JSE toughens up, but Oakbay proved skelms still at work



JSE toughens up, but Oakbay proved skelms still at work

Share price skulduggery didn’t begin or end with the Guptas’ ill-fated and dangerously illiquid listed vehicle

Tim Cohen

The JSE has published a set of proposals to change its listing requirements to address some of the turmoil over the past year or so. The proposals are varied and interesting, dramatic in places, controversial in others. Whatever you think of them, it’s good to see the JSE stepping up to the plate and putting some interesting ideas on the table.
Without saying so in as many words, the proposals aim to address some of the specific problems that have arisen over the past few years, and let’s face it, they have been many and varied. Steinhoff, EOH, Sagarmatha, Ayo, Capitec, Resilient, to name just a few, have all been caught in storms; some innocently, some not so much.
But the situation of one company is not being addressed in the changes, and that is the Guptas’ vehicle Oakbay. The underlying issue was share price manipulation, which is a constant concern for the JSE, but it’s also, as I’m learning, a very slippery fish. What happened with Oakbay illustrates the difficulties involved for the JSE in combating share price manipulation.
It's actually not a very complicated story.
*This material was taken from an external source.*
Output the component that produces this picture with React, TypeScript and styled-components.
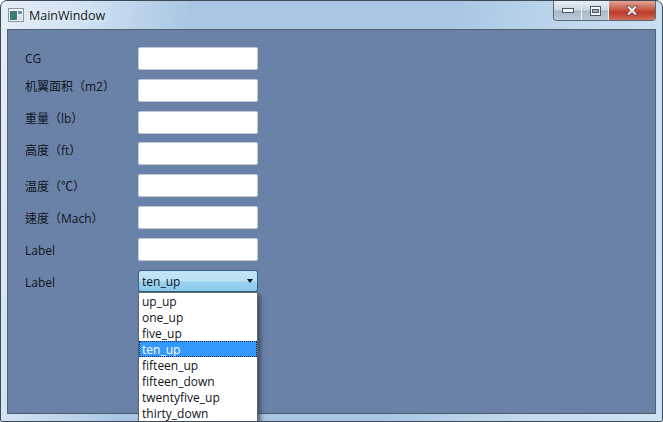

The Gupta family went to the Industrial Development Corporation (IDC) in 2010 and applied for an R250m loan to buy a uranium mine. One presumes they did so because they were expecting SA to embark on a nuclear build programme, which would leave them in the pound seats.
Why the IDC would lend a bunch of foreigners who had no experience in uranium mining such a thumping pile of cash remains an open question, but one presumes they were leaned on by the Guptas’ proxies in government.
The nuclear deal didn’t materialise, and the R250m IDC loan began to balloon since Oakbay was losing money. By 2014 the debt to the IDC had doubled. Something needed to be done.
The Guptas, we subsequently learnt from the Gupta e-mails, came up with a plan: they would list the then loss-making mine and repay the IDC with shares. Consequently, everything depended on the value at which the company hit the exchange.
This is where the story gets a bit complicated. What we know fairly clearly is that one of the Gupta associates lent or gave a company in Singapore about $1m to buy Oakbay shares in the run-up to the listing.
Oakbay then amended the contract it had with the IDC to force the company to take shares, and not cash, on listing. As it happens, in the pre-listing process, the share was bid in the bookbuild at R10 a share, which valued the company at R8bn. This was almost double the company’s own expert valuation of R4.6bn, which was itself on the rich side since it was a loss-making venture and since the purchase price was R250m.
Who comes up with this stuff, you have to ask. The company then repaid its debt to the IDC by giving them a piddling 3.6% of the shares. When Oakbay lost its sponsor and was delisted from the JSE, the IDC lost even that.
There is a court case underway, but since there is no pile of cash lying about, the prospects of the IDC getting anything seems slim.
Back to the issue of regulations. Obviously, there is really not much the JSE can do about price manipulation in the pre-listing book-build process. But with Oakbay, it’s a bit more complicated, because the share price skulduggery clearly didn’t end there.
In May 2015, on the basis of the purchase of a mere 600 shares, the price went from R10 to R40. Of course, it was all nonsense and quickly deflated. But it does leave a list of questions.
One issue has to do not so much with share price manipulation but about companies whose shares trade in very low volumes, although the two issues are obviously linked.
I remember asking senior members of the JSE about the trade at the time, and why it wasn’t investigated. The problem, they said, is that the JSE needs a solid legal basis to investigate price manipulation.
In the normal course of events, if someone wants to overbid a share, it is not really the JSE’s responsibility to encourage you to be sensible. Price discovery is after all the function of the exchange, so it should happen as freely as possible. Finding a legal basis to unwind a trade is often very difficult to discern. You can check who the bidder was, but if someone wants to defraud shareholders, he or she is hardly going to trade in his or her own name.
But there is another option. Why not toss companies off the exchange if their shares don’t trade? Oakbay went months on end without a single trade, and the low volume of trade was what made it possible to manipulate the share price.
The JSE’s general manager of issuer regulation, Andre Visser, made the valid point that the problem with delisting is that it often leaves minority shareholders in the dwang.
Once the company is delisted, minority shareholders’ only recourse is to the company itself. Until then, the company falls under the regulatory jurisdiction of the JSE and they have a route to get at least something back on their investment.
But I have to say, I’m not completely convinced. It just seems to me that allowing companies on the exchange that don’t trade defeats the whole object of being listed, it adds to the JSE’s regulatory burden and opens the door to malfeasance.